## begin

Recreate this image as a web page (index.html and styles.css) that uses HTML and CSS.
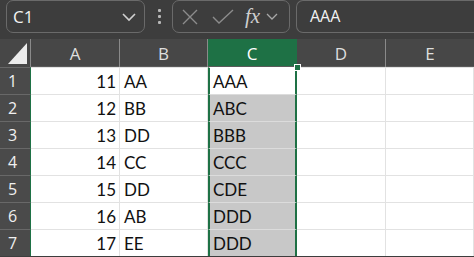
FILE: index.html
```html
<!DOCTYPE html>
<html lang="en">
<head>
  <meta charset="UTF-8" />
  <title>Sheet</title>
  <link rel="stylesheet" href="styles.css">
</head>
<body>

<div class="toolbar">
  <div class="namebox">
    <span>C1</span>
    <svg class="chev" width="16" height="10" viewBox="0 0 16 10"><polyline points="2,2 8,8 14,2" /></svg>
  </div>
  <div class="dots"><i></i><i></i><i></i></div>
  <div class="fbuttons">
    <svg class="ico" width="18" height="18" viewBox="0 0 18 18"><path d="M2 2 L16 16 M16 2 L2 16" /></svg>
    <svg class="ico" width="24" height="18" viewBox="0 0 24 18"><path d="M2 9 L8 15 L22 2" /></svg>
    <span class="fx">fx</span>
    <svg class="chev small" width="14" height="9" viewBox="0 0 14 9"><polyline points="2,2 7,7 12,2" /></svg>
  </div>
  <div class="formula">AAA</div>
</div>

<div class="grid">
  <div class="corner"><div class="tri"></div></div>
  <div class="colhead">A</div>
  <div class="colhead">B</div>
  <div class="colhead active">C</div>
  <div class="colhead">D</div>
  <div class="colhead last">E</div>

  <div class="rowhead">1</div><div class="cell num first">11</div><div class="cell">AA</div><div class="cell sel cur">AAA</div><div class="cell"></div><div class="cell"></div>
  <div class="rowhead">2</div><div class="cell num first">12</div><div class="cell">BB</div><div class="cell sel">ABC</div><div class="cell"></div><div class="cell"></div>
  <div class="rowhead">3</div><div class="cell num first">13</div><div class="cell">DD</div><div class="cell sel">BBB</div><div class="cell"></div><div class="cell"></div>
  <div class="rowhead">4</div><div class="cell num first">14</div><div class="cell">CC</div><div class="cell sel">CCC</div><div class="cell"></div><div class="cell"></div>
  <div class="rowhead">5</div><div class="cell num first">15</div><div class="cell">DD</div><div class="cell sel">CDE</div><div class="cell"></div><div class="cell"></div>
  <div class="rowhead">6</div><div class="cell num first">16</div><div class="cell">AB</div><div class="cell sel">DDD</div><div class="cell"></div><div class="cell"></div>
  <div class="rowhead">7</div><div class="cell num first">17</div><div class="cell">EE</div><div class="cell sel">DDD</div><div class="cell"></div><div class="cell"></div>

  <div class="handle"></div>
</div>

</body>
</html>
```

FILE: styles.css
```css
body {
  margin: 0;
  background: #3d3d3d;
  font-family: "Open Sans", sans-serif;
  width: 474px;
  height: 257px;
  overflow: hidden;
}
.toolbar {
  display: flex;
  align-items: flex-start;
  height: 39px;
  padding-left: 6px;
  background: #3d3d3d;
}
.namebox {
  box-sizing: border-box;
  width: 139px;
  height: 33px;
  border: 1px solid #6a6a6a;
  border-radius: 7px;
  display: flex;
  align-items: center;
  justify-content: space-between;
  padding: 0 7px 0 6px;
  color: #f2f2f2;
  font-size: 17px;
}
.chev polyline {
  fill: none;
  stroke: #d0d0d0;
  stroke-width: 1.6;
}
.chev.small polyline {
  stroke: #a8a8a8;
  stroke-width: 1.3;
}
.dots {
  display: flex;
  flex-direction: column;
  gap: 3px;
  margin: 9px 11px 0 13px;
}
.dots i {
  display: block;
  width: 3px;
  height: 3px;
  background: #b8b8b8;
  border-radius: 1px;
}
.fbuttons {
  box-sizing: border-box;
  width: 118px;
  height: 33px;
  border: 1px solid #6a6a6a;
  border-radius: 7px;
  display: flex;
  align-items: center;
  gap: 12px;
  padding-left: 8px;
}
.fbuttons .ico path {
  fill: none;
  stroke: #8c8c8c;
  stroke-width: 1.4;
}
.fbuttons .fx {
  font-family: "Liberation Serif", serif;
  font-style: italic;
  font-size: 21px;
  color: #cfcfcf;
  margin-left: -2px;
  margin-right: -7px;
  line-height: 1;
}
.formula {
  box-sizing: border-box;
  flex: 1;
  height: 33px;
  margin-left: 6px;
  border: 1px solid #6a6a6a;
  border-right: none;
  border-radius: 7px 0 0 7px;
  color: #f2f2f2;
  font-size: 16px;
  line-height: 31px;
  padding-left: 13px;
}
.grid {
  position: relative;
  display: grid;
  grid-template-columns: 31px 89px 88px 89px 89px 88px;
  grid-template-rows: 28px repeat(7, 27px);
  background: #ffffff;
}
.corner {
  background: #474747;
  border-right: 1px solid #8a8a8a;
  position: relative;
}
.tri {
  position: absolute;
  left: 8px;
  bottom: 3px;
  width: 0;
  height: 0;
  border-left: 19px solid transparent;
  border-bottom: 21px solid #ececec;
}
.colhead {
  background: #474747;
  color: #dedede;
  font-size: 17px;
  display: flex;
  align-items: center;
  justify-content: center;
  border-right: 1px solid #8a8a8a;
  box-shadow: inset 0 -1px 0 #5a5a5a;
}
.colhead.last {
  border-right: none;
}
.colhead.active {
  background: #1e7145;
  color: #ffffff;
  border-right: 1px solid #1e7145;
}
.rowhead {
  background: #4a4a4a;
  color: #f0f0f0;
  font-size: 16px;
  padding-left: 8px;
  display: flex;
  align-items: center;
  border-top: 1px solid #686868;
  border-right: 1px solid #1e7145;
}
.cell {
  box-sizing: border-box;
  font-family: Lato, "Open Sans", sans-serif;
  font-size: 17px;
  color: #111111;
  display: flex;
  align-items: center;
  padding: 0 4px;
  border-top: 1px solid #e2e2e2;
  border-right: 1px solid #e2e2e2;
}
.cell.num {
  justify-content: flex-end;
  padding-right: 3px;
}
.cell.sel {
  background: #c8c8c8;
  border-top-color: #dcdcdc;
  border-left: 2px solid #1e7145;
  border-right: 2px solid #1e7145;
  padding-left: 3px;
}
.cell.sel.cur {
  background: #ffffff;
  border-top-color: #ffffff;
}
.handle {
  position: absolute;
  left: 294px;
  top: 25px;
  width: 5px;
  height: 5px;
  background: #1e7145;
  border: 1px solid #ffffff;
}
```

## end

Write out the whole listing exactly, and drop the pictures.

→ **SOLUTION**:
Recreate this image as a web page (index.html and styles.css) that uses HTML and CSS.
FILE: index.html
```html
<!DOCTYPE html>
<html lang="en">
<head>
  <meta charset="UTF-8" />
  <title>Sheet</title>
  <link rel="stylesheet" href="styles.css">
</head>
<body>

<div class="toolbar">
  <div class="namebox">
    <span>C1</span>
    <svg class="chev" width="16" height="10" viewBox="0 0 16 10"><polyline points="2,2 8,8 14,2" /></svg>
  </div>
  <div class="dots"><i></i><i></i><i></i></div>
  <div class="fbuttons">
    <svg class="ico" width="18" height="18" viewBox="0 0 18 18"><path d="M2 2 L16 16 M16 2 L2 16" /></svg>
    <svg class="ico" width="24" height="18" viewBox="0 0 24 18"><path d="M2 9 L8 15 L22 2" /></svg>
    <span class="fx">fx</span>
    <svg class="chev small" width="14" height="9" viewBox="0 0 14 9"><polyline points="2,2 7,7 12,2" /></svg>
  </div>
  <div class="formula">AAA</div>
</div>

<div class="grid">
  <div class="corner"><div class="tri"></div></div>
  <div class="colhead">A</div>
  <div class="colhead">B</div>
  <div class="colhead active">C</div>
  <div class="colhead">D</div>
  <div class="colhead last">E</div>

  <div class="rowhead">1</div><div class="cell num first">11</div><div class="cell">AA</div><div class="cell sel cur">AAA</div><div class="cell"></div><div class="cell"></div>
  <div class="rowhead">2</div><div class="cell num first">12</div><div class="cell">BB</div><div class="cell sel">ABC</div><div class="cell"></div><div class="cell"></div>
  <div class="rowhead">3</div><div class="cell num first">13</div><div class="cell">DD</div><div class="cell sel">BBB</div><div class="cell"></div><div class="cell"></div>
  <div class="rowhead">4</div><div class="cell num first">14</div><div class="cell">CC</div><div class="cell sel">CCC</div><div class="cell"></div><div class="cell"></div>
  <div class="rowhead">5</div><div class="cell num first">15</div><div class="cell">DD</div><div class="cell sel">CDE</div><div class="cell"></div><div class="cell"></div>
  <div class="rowhead">6</div><div class="cell num first">16</div><div class="cell">AB</div><div class="cell sel">DDD</div><div class="cell"></div><div class="cell"></div>
  <div class="rowhead">7</div><div class="cell num first">17</div><div class="cell">EE</div><div class="cell sel">DDD</div><div class="cell"></div><div class="cell"></div>

  <div class="handle"></div>
</div>

</body>
</html>
```

FILE: styles.css
```css
body {
  margin: 0;
  background: #3d3d3d;
  font-family: "Open Sans", sans-serif;
  width: 474px;
  height: 257px;
  overflow: hidden;
}
.toolbar {
  display: flex;
  align-items: flex-start;
  height: 39px;
  padding-left: 6px;
  background: #3d3d3d;
}
.namebox {
  box-sizing: border-box;
  width: 139px;
  height: 33px;
  border: 1px solid #6a6a6a;
  border-radius: 7px;
  display: flex;
  align-items: center;
  justify-content: space-between;
  padding: 0 7px 0 6px;
  color: #f2f2f2;
  font-size: 17px;
}
.chev polyline {
  fill: none;
  stroke: #d0d0d0;
  stroke-width: 1.6;
}
.chev.small polyline {
  stroke: #a8a8a8;
  stroke-width: 1.3;
}
.dots {
  display: flex;
  flex-direction: column;
  gap: 3px;
  margin: 9px 11px 0 13px;
}
.dots i {
  display: block;
  width: 3px;
  height: 3px;
  background: #b8b8b8;
  border-radius: 1px;
}
.fbuttons {
  box-sizing: border-box;
  width: 118px;
  height: 33px;
  border: 1px solid #6a6a6a;
  border-radius: 7px;
  display: flex;
  align-items: center;
  gap: 12px;
  padding-left: 8px;
}
.fbuttons .ico path {
  fill: none;
  stroke: #8c8c8c;
  stroke-width: 1.4;
}
.fbuttons .fx {
  font-family: "Liberation Serif", serif;
  font-style: italic;
  font-size: 21px;
  color: #cfcfcf;
  margin-left: -2px;
  margin-right: -7px;
  line-height: 1;
}
.formula {
  box-sizing: border-box;
  flex: 1;
  height: 33px;
  margin-left: 6px;
  border: 1px solid #6a6a6a;
  border-right: none;
  border-radius: 7px 0 0 7px;
  color: #f2f2f2;
  font-size: 16px;
  line-height: 31px;
  padding-left: 13px;
}
.grid {
  position: relative;
  display: grid;
  grid-template-columns: 31px 89px 88px 89px 89px 88px;
  grid-template-rows: 28px repeat(7, 27px);
  background: #ffffff;
}
.corner {
  background: #474747;
  border-right: 1px solid #8a8a8a;
  position: relative;
}
.tri {
  position: absolute;
  left: 8px;
  bottom: 3px;
  width: 0;
  height: 0;
  border-left: 19px solid transparent;
  border-bottom: 21px solid #ececec;
}
.colhead {
  background: #474747;
  color: #dedede;
  font-size: 17px;
  display: flex;
  align-items: center;
  justify-content: center;
  border-right: 1px solid #8a8a8a;
  box-shadow: inset 0 -1px 0 #5a5a5a;
}
.colhead.last {
  border-right: none;
}
.colhead.active {
  background: #1e7145;
  color: #ffffff;
  border-right: 1px solid #1e7145;
}
.rowhead {
  background: #4a4a4a;
  color: #f0f0f0;
  font-size: 16px;
  padding-left: 8px;
  display: flex;
  align-items: center;
  border-top: 1px solid #686868;
  border-right: 1px solid #1e7145;
}
.cell {
  box-sizing: border-box;
  font-family: Lato, "Open Sans", sans-serif;
  font-size: 17px;
  color: #111111;
  display: flex;
  align-items: center;
  padding: 0 4px;
  border-top: 1px solid #e2e2e2;
  border-right: 1px solid #e2e2e2;
}
.cell.num {
  justify-content: flex-end;
  padding-right: 3px;
}
.cell.sel {
  background: #c8c8c8;
  border-top-color: #dcdcdc;
  border-left: 2px solid #1e7145;
  border-right: 2px solid #1e7145;
  padding-left: 3px;
}
.cell.sel.cur {
  background: #ffffff;
  border-top-color: #ffffff;
}
.handle {
  position: absolute;
  left: 294px;
  top: 25px;
  width: 5px;
  height: 5px;
  background: #1e7145;
  border: 1px solid #ffffff;
}
```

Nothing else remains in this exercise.